The project whetted Pho's appetite for developing a head-up display for general aviation, though. At the Experimental Aircraft Association's AirVenture show in Oshkosh in July, he unveiled the Brilliant Eyes HMD.

“The biggest challenge we couldn't overcome was the optics. Everything has to be significantly cheaper than what the government is paying,” says Pho, referring to the bulky helmet-mounted monocle displays used by Apache helicopter pilots for targeting.

But the monocle concept, in small, lighter and cheaper form, is the approach Pho and Wysong selected.

With Google and competitors developing glasses with a small LCD screen and close-in focus for under $500, Aerocross began looking for an optics vendor who could instead collimate the light but keep the costs down.

“Focus at infinity turned out not to be a big deal; it's just not something the other people had thought they needed,” notes Pho, describing the process in the optics as being similar to adjusting the focus of binoculars. “More of a challenge was finding somebody who would work with us on that.” He says Google was not interested.

A vendor whom Aerocross would not identify did agree to collaborate, and a first prototype was delivered in February. About the same time, the EAA announced it would offer free booth space in its Innovations Pavilion for companies “with something new to demonstrate” at AirVenture. “We applied and won a spot,” says Pho. “It motivated us to get going on the prototype.”

The prototype featured a micro-LCD with LED backlighting (similar to a flat-screen TV) housed on the right side of the glasses as the image source. Light from the image travels through an optical module that focuses the light at infinity and injects it into an optical wave guide built into the glass or polycarbonate right lens of the glasses.

Pho says about 2,000 people tried the glasses at AirVenture, with “younger folks” having no problem seeing the display and older people “taking longer.” He says “four or five” could not see the image at all. As with any product that interfaces with vision, he estimates there will be a portion of the pilot population that will not be able to adjust to the near-to-eye display or will become nauseated from eye fatigue.

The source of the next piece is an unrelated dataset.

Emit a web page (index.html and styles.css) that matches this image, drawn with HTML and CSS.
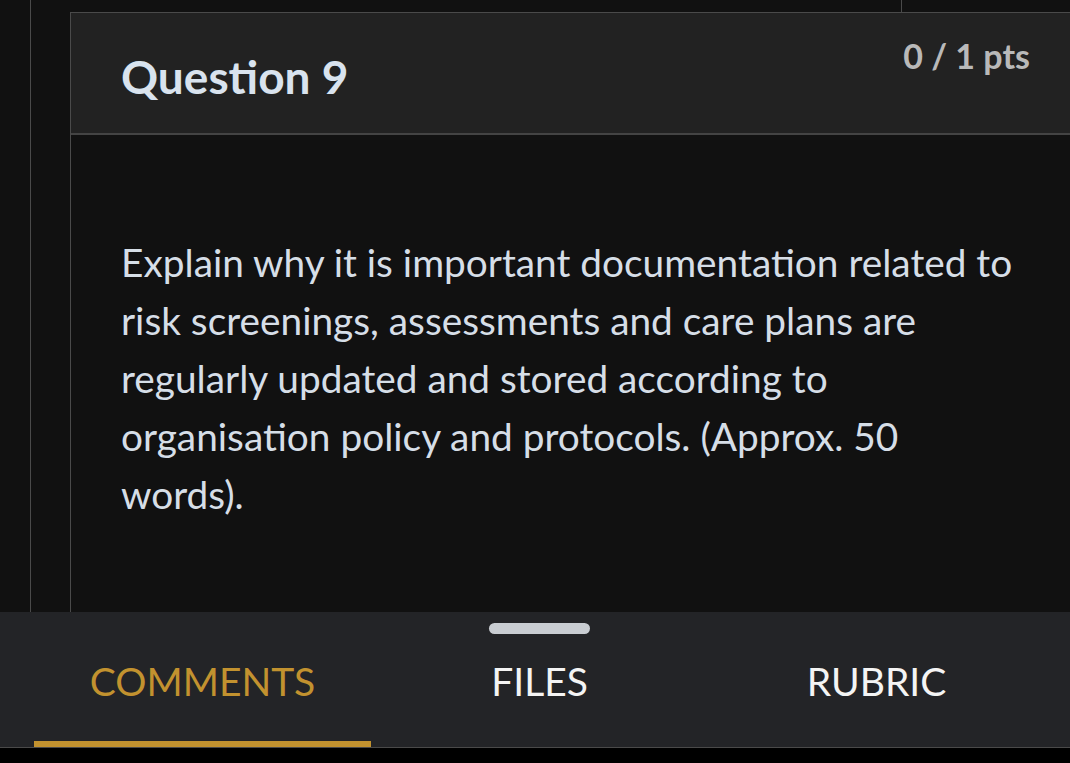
FILE: index.html
```html
<!DOCTYPE html>
<html>
	<head>
		<meta charset="UTF-8">
		<title>Question 9</title>
		<link rel="stylesheet" href="styles.css">
	</head>
	<body>
		<div class="page">
			<div class="main">
				<div class="rail"></div>
				<div class="content">
					<!--上方残留的边线-->
					<div class="strip"><div class="strip-cell"></div></div>
					<div class="card">
						<div class="card-head">
							<h2 class="title">Question 9</h2>
							<div class="pts">0 / 1 pts</div>
						</div>
						<div class="card-body">
							<p class="text">Explain why it is important documentation related to risk screenings, assessments and care plans are regularly updated and stored according to organisation policy and protocols. (Approx. 50 words).</p>
						</div>
					</div>
				</div>
			</div>

			<!--底部标签栏-->
			<div class="tabbar">
				<div class="handle"></div>
				<div class="tabs">
					<div class="tab on">COMMENTS</div>
					<div class="tab">FILES</div>
					<div class="tab">RUBRIC</div>
				</div>
			</div>
			<div class="foot"></div>
		</div>
	</body>
</html>
```

FILE: styles.css
```css
*{
	margin: 0px;
	padding: 0px;
	box-sizing: border-box;
}

body{
	background-color: #111111;
	font-family: Lato, "Liberation Sans", sans-serif;
	overflow: hidden;
}

.page{
	width: 1070px;
	height: 763px;
	display: flex;
	flex-direction: column;
}

.main{
	height: 612px;
	display: flex;
}

/*左边的竖线*/
.rail{
	width: 31px;
	border-right: 1px solid #4a4a4a;
}

.content{
	flex: 1;
	margin-left: 39px;
	display: flex;
	flex-direction: column;
	overflow: hidden;
}

.strip{
	height: 12px;
	display: flex;
}

.strip-cell{
	width: 832px;
	border-right: 1px solid #4a4a4a;
}

.card{
	flex: 1;
	border-top: 1px solid #4a4a4a;
	border-left: 1px solid #4a4a4a;
	display: flex;
	flex-direction: column;
}

.card-head{
	height: 122px;
	background-color: #222222;
	border-bottom: 2px solid #444444;
	display: flex;
	justify-content: space-between;
	padding: 0 40px 0 50px;
}

.title{
	font-size: 46px;
	font-weight: bold;
	color: #d9e3ee;
	margin-top: 37px;
	line-height: 54px;
}

.pts{
	font-size: 34px;
	font-weight: bold;
	color: #b9b9b9;
	margin-top: 22px;
	line-height: 42px;
}

.card-body{
	flex: 1;
	padding: 98px 10px 0 50px;
}

.text{
	font-size: 38.8px;
	line-height: 58px;
	color: #d6dee7;
	width: 900px;
}

/*底部标签*/
.tabbar{
	height: 136px;
	background-color: #232427;
	border-bottom: 1px solid #4a4a4a;
	padding: 0 25px 0 34px;
	display: flex;
	flex-direction: column;
}

.handle{
	width: 101px;
	height: 11px;
	border-radius: 6px;
	background-color: #c9cdd2;
	margin: 11px auto 0;
}

.tabs{
	flex: 1;
	display: flex;
}

.tab{
	flex: 1;
	display: flex;
	align-items: center;
	justify-content: center;
	font-size: 39px;
	color: #f4f4f4;
	padding-bottom: 14px;
	border-bottom: 6px solid transparent;
}

.tab.on{
	color: #c2922f;
	border-bottom-color: #c2922f;
}

.foot{
	flex: 1;
	background-color: #000000;
}
```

Work is underway on a new prototype, optimized for mass production and including an image processor that accepts data through a wireless link to portable sensors or devices. What the pilot sees through the screen could be generated by a commercially available iPad application that takes input from a portable attitude and heading reference system (AHRS) with GPS and Automatic Dependent Surveillance-Broadcast (ADS-B) for attitude, position, traffic and weather. The pilot could select how much information to display.

Pho says he plans to launch initially with the traditional six-pack of information—altitude, heading, airspeed, vertical speed, horizontal direction and a magnetic compass. Brilliant Eyes “works in full sun,” he explains, but could benefit from additional brightness through changes to the backlighting for the LCD. He is projecting an 8-hr. battery life for the device.

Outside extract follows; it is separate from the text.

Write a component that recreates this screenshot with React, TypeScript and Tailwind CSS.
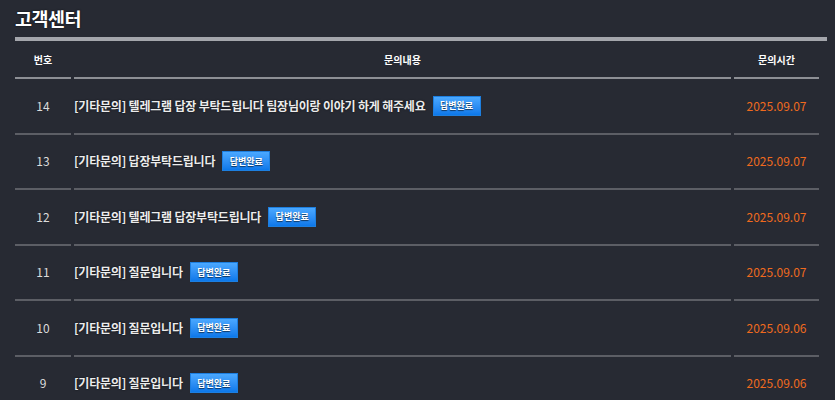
import React from 'react';

interface Inquiry {
  id: number;
  title: string;
  date: string;
}

const inquiries: Inquiry[] = [
  { id: 14, title: '[기타문의] 텔레그램 답장 부탁드립니다 팀장님이랑 이야기 하게 해주세요', date: '2025.09.07' },
  { id: 13, title: '[기타문의] 답장부탁드립니다', date: '2025.09.07' },
  { id: 12, title: '[기타문의] 텔레그램 답장부탁드립니다', date: '2025.09.07' },
  { id: 11, title: '[기타문의] 질문입니다', date: '2025.09.07' },
  { id: 10, title: '[기타문의] 질문입니다', date: '2025.09.06' },
  { id: 9, title: '[기타문의] 질문입니다', date: '2025.09.06' },
];

const font = { fontFamily: '"Noto Sans CJK KR", "Noto Sans", sans-serif' };

const AnsweredBadge = () => (
  <span className="ml-[7px] inline-flex h-[20px] w-[48px] items-center justify-center border border-[#1d7fe0] bg-gradient-to-b from-[#4aa8ff] to-[#0b78ea] text-[9px] font-bold text-white [text-shadow:0_1px_1px_rgba(0,0,0,0.6)]">
    답변완료
  </span>
);

export default function App() {
  return (
    <div className="min-h-[400px] w-full overflow-hidden bg-[#272a33] pl-[15px] text-white" style={font}>
      <h1 className="pt-[4px] text-[18.5px] font-bold leading-[28px] tracking-[-0.5px] [text-shadow:0_0_2px_rgba(0,0,0,0.8)]">
        고객센터
      </h1>
      <div className="mt-[5px] h-[4px] w-[812px] bg-[#a4a6ac]" />

      <div className="mt-[3px] grid w-[804px] grid-cols-[56px_657px_85px] gap-x-[3px]">
        {['번호', '문의내용', '문의시간'].map(h => (
          <div
            key={h}
            className="flex h-[35px] items-center justify-center border-b-2 border-[#8d8f95] pb-[2px] text-[10px] font-bold text-white"
          >
            {h}
          </div>
        ))}
      </div>

      <div className="grid w-[804px] grid-cols-[56px_657px_85px] gap-x-[3px] gap-y-[3px] pt-[3px]">
        {inquiries.map(q => (
          <React.Fragment key={q.id}>
            <div className="flex h-[52.5px] items-center justify-center border-b-2 border-[#5c5e65] pb-[3px] text-[12px] text-[#dcdcdc]">
              {q.id}
            </div>
            <div className="flex h-[52.5px] items-center border-b-2 border-[#5c5e65] pb-[3px]">
              <span className="text-[12px] font-bold tracking-[-0.2px] text-[#ececec] [text-shadow:0_0_2px_rgba(0,0,0,0.7)]">
                {q.title}
              </span>
              <AnsweredBadge />
            </div>
            <div className="flex h-[52.5px] items-center justify-center border-b-2 border-[#5c5e65] pb-[3px] text-[12px] text-[#f06a1e]">
              {q.date}
            </div>
          </React.Fragment>
        ))}
      </div>
    </div>
  );
}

Making the data presentation conformal to the pilot's head position during flight remains an ongoing research area. Pho says he is testing an off-the-shelf AHRS, as well as an on-chip sensor for tracking the movements of the HMD. The pilot would have to calibrate the glasses at the start of the flight to align the device's AHRS with the aircraft attitude, after which certain functions—such as the horizon line—would remain in the correct location as the pilot's head moves.

“The calibration doesn't have to be that precise,” notes Pho. “It is only intended to be an aid and doesn't have to be spot-on.” As a situational awareness aid, Pho says the HMD will not require FAA certification.

Once calibrated though, Brilliant Eyes must stay in place for the calibration to remain valid, which may require the use of an elastic head band rather than glasses or a headset mount, at least in the near term. “We think there's room in the future to build the entire system on a pair of Oakleys,” says Pho.